Given a set of images of all pieces I would try to derive a simple descriptor for every piece or edge. The descriptor must contain information about the rough shape and the color of the piece respectively the four edges. Given a puzzle with 1000 pieces, there are 4000 edges and always two must be equal (ignoring the border of the puzzle). In consequence the descriptor must be able to distinguish 2000 edges requiring at least 11 bits.

Dividing one piece into a 3 x 3 check board pattern with nine fields will give three colors per edge - with eight bits per channel we already have 72 bits. I first tended to suggest to reduce the color resolution, but this seems not to be a good idea - for example a blue sky might really benefit from a high color resolution. Note that calculating the colors probably requires separating the piece from the background and trying to align the edges to the horizontal and vertical axises.
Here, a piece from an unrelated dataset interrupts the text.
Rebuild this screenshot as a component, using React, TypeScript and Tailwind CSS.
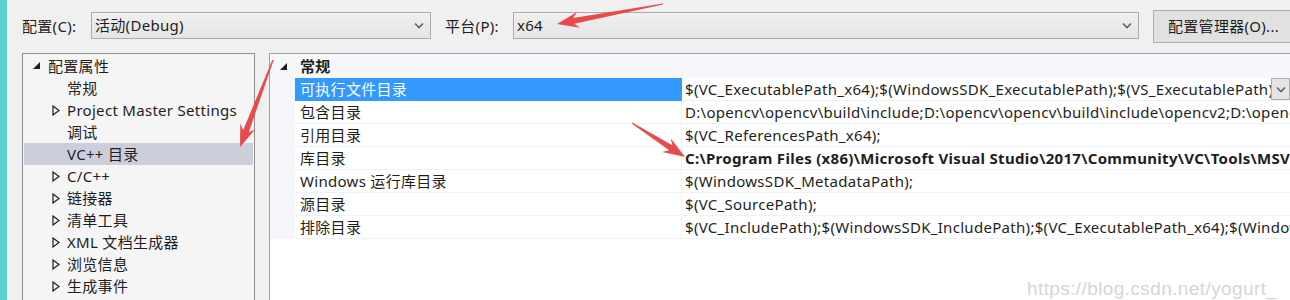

In very uniform areas like blue skies the color information will probably not be enough to find good matches and additional geometric information will be required. I would try to describe the shape of the edge by its curvature or a derived measure. Maybe sampled at ten to twenty points per edge. This probably again relies on background separation and edge alignment.

Finally the computer can do the easy part - compare all pairs of edge descriptors and find the best matches. This process should probably be controlled to become more local instead of simple best match first because when ever you have found a corner (Correct English word? I mean three pieces in a L-shape.) you have two edges constraining the piece to find and one can track back early if no good match can be found (indicating an error made before or a hard puzzle).